During Earl’s junior year, he average 19 points per game. He was second in scoring in the Big East behind Clyde Vaughan (current UConn assistant coach who played for Pittsburgh at the time). Earl was the Big East leading free throw shooter for the year and he made second team All Conference.

As a senior the season started off strong. The team was winning and Earl was averaging 19 points, but something was missing that year. To this day, Earl can’t figure out what happened. The team was a good club but finished eighth in the Big East and didn’t make the National Collegiate Athletic Association Tournament. It was very disappointing.

Earl felt that he deserved to have been playing in the National Basketball Association out of college. He was disappointed he wasn’t. Over the next three years he played overseas in Germany. Still disappointed that he wasn’t playing in the NBA, Earl decided to move back to the states where he settled in Baltimore, Maryland where one of his sisters lived for the next five years. He then came back to CT and played in the United States Basketball League for a team on Staten Island, NY and he played for the CT Basketball Association for a team in Rochester, MN.

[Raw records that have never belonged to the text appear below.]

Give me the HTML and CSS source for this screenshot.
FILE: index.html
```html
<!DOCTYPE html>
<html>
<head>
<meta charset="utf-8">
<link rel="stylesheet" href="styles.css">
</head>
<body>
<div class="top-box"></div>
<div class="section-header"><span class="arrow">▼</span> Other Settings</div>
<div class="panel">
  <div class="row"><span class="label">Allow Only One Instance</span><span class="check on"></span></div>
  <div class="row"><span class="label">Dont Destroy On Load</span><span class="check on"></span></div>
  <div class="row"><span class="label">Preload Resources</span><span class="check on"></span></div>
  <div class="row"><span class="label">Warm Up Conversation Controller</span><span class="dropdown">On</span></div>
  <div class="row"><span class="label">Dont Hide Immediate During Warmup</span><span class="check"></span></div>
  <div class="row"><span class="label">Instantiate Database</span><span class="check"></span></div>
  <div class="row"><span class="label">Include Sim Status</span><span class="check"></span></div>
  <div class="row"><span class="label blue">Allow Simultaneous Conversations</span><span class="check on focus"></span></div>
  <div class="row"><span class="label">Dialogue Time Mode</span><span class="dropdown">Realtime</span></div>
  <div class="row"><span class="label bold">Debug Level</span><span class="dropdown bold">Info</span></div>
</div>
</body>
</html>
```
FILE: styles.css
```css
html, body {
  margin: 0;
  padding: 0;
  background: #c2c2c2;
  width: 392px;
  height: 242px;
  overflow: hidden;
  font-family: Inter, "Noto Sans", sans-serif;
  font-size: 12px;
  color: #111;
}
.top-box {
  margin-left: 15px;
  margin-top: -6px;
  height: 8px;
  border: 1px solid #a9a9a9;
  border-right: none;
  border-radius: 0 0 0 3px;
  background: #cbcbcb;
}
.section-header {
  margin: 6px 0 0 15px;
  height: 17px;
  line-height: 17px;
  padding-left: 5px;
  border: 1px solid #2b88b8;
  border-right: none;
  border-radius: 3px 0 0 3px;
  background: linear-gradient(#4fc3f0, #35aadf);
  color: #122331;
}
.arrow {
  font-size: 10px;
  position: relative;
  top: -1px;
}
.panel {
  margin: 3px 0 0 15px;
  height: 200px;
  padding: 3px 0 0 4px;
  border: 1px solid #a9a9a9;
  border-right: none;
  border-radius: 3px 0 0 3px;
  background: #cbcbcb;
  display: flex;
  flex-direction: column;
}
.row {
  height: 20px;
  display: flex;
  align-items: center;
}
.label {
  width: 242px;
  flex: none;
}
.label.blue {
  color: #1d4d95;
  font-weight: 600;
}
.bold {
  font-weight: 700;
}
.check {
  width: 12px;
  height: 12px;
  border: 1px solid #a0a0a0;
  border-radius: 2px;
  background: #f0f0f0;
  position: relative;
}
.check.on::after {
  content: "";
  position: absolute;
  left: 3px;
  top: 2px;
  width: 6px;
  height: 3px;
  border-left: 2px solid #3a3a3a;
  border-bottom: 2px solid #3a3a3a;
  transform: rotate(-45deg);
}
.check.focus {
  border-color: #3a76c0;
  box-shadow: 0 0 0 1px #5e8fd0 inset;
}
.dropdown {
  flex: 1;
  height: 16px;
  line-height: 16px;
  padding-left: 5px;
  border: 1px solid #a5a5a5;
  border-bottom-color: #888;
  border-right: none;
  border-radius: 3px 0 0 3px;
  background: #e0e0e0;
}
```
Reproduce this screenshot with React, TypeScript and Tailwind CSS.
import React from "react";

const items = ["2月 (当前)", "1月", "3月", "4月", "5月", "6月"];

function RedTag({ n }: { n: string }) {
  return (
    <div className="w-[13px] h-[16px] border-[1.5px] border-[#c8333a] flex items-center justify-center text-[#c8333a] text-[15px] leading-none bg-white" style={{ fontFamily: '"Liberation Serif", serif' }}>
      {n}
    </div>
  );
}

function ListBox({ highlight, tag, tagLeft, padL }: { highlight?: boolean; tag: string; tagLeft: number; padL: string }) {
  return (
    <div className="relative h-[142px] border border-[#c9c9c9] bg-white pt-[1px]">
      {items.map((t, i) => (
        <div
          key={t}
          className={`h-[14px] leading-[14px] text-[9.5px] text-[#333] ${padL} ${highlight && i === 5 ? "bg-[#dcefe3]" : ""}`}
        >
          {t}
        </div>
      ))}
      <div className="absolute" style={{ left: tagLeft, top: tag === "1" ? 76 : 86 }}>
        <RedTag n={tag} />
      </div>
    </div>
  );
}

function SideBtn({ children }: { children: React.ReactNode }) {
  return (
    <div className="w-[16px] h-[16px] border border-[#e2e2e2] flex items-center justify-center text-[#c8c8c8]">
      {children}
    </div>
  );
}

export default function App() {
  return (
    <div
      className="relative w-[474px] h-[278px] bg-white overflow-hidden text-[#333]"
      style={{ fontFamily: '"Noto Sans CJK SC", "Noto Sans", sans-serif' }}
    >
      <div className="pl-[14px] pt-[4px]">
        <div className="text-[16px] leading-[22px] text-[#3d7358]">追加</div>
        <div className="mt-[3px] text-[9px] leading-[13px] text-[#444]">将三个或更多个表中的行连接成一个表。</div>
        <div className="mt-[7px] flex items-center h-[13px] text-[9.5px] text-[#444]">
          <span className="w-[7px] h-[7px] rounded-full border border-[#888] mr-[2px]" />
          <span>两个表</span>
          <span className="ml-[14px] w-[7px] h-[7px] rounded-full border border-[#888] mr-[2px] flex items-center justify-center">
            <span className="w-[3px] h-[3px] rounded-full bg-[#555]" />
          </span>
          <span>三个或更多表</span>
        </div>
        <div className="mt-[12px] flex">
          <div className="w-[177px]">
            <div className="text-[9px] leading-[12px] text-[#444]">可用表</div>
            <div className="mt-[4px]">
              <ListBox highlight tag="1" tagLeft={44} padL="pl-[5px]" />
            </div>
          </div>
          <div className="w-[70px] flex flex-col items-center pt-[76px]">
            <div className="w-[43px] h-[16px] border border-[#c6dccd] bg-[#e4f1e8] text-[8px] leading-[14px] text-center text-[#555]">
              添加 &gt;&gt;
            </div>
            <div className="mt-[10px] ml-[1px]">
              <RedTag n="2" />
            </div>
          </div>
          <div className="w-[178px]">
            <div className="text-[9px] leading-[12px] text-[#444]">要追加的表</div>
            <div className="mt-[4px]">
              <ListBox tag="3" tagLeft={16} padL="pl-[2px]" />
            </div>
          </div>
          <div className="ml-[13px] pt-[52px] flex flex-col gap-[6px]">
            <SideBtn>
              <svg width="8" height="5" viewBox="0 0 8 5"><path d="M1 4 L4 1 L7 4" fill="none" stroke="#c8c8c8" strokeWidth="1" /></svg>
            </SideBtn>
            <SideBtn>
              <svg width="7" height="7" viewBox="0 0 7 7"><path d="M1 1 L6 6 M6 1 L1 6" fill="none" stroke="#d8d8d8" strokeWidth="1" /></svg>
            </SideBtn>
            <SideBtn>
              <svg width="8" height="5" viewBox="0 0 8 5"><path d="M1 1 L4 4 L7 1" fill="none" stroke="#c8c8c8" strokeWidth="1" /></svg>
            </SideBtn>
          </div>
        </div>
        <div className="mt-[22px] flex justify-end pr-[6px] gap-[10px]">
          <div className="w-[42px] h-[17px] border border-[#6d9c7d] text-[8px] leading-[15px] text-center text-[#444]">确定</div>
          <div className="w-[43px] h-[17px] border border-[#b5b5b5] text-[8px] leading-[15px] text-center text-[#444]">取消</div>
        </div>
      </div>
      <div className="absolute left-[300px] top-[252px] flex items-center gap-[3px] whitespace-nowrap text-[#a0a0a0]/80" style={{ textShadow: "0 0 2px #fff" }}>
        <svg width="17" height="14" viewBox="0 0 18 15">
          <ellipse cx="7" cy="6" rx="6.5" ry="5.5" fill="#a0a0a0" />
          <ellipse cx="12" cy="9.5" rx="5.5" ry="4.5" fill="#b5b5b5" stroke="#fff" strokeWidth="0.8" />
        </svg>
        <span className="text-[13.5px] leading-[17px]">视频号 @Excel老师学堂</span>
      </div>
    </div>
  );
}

Earl has two sons, Earl Junior who is now 15 living in Baltimore, MD and is a singer not a basketball player. Earl’s other son Evan is 11 from Norwalk, CT who enjoys basketball and is very good at it. Earl has a fiancée, Jodi, of seven years who is his number one supporter and best friend.

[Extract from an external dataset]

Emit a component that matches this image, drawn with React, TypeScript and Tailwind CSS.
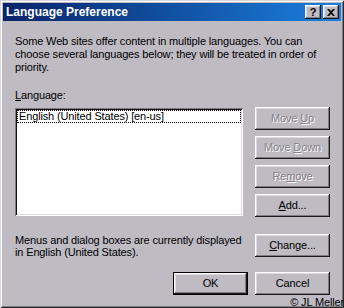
const RAISED =
  'shadow-[inset_-1px_-1px_#1a1a1a,inset_1px_1px_#ffffff,inset_-2px_-2px_#7f7c84,inset_2px_2px_#dcdae0]';

function Button({
  children,
  disabled,
  isDefault,
}: {
  children: React.ReactNode;
  disabled?: boolean;
  isDefault?: boolean;
}) {
  const label = disabled
    ? 'text-[#85828a] [text-shadow:1px_1px_0_#ffffff]'
    : 'text-black';

  if (isDefault) {
    return (
      <div className="w-[75px] h-[23px] border border-black bg-[#bebbc3]">
        <div className={`w-full h-full flex items-center justify-center ${RAISED} ${label}`}>
          <span>{children}</span>
        </div>
      </div>
    );
  }

  return (
    <div className={`w-[75px] h-[23px] flex items-center justify-center bg-[#bebbc3] ${RAISED} ${label}`}>
      <span>{children}</span>
    </div>
  );
}

function CaptionButton({ children }: { children: React.ReactNode }) {
  return (
    <div className={`w-[16px] h-[14px] flex items-center justify-center bg-[#bebbc3] ${RAISED}`}>
      {children}
    </div>
  );
}

export default function App() {
  return (
    <div
      className="relative w-[344px] h-[308px] overflow-hidden p-[3px] bg-[#bebbc3] text-[11px] text-black
                 font-['Liberation_Sans',Arial,sans-serif] tracking-[-0.14px]
                 shadow-[inset_1px_1px_#d8d6dc,inset_-1px_-1px_#2a2a2a,inset_2px_2px_#ffffff,inset_-2px_-2px_#7f7c84]"
    >
      {/* Title bar */}
      <div className="h-[18px] flex items-center pl-[3px] pr-[2px] bg-gradient-to-r from-[#0a246a] to-[#1c80de]">
        <span className="text-white font-bold text-[12px] leading-none tracking-normal">Language Preference</span>
        <div className="ml-auto flex gap-[2px]">
          <CaptionButton>
            <span className="font-bold text-[11px] leading-none pt-[1px]">?</span>
          </CaptionButton>
          <CaptionButton>
            <svg width="8" height="7" viewBox="0 0 8 7">
              <path d="M0 0h2l2 2 2-2h2L5 3.5 8 7H6L4 5 2 7H0l3-3.5z" fill="#000" />
            </svg>
          </CaptionButton>
        </div>
      </div>

      {/* Body */}
      <div className="pl-[12px] pr-[11px] leading-[13px]">
        <div className="mt-[14px]">
          <div>Some Web sites offer content in multiple languages. You can</div>
          <div>choose several languages below; they will be treated in order of</div>
          <div>priority.</div>
        </div>

        <div className="mt-[15px]">
          <u>L</u>anguage:
        </div>

        <div className="mt-[5px] flex gap-[12px]">
          {/* List box */}
          <div
            className="mt-[1px] w-[228px] h-[108px] bg-white p-[2px]
                       shadow-[inset_1px_1px_#7f7c84,inset_-1px_-1px_#ffffff,inset_2px_2px_#101010,inset_-2px_-2px_#dcdae0]"
          >
            <div className="h-[13px] border border-dotted border-black pl-[1px] leading-[11px]">
              English (United States) [en-us]
            </div>
          </div>

          <div className="flex flex-col gap-[6px]">
            <Button disabled>
              Move <u>U</u>p
            </Button>
            <Button disabled>
              Move <u>D</u>own
            </Button>
            <Button disabled>
              Re<u>m</u>ove
            </Button>
            <Button>
              <u>A</u>dd...
            </Button>
          </div>
        </div>

        <div className="mt-[17px] flex justify-between">
          <div className="leading-[12px]">
            <div>Menus and dialog boxes are currently displayed</div>
            <div>in English (United States).</div>
          </div>
          <Button>
            <u>C</u>hange...
          </Button>
        </div>

        <div className="mt-[14px] flex justify-end gap-[7px]">
          <Button isDefault>OK</Button>
          <Button>Cancel</Button>
        </div>
      </div>

      {/* Watermark */}
      <div className="absolute right-0 bottom-[0px] leading-[11px] text-[11px]">© JL Meller</div>
    </div>
  );
}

After giving up playing basketball, Earl pursued motivational speaking on basketball. He goes to many schools and basketball camps and talks to kids about the importance of education and the dangers of drugs. He wants kids to know that players are not invincible even though they sometimes think they are. “For the fans that thought I fell off the earth, I’m alright. I’m hanging in there.” Earl is also working on a project where he plans to help kids with basketball fundamentals, getting back to basics.

Earl shared his thoughts on the current team making it to the Final Four. “The team is not mentally tough enough. I believe they will make it to the Final Four but they have to get tougher mentally.” He feels UConn’s National Championship in 1999 was a wonderful thing. “I’d like to think that although some of us were not involved in the championship game, we all played a part.” He thinks Coach Calhoun is among the top five coaches in the country, hands down, and more important, he is a tremendous, wonderful person. Earl believes that every player becomes a better man because of Coach Calhoun. Speaking of his own coach at UConn, Earl said that Coach Dom Perno was an excellent coach for him. He was a wonderful person and his family treated the players like family.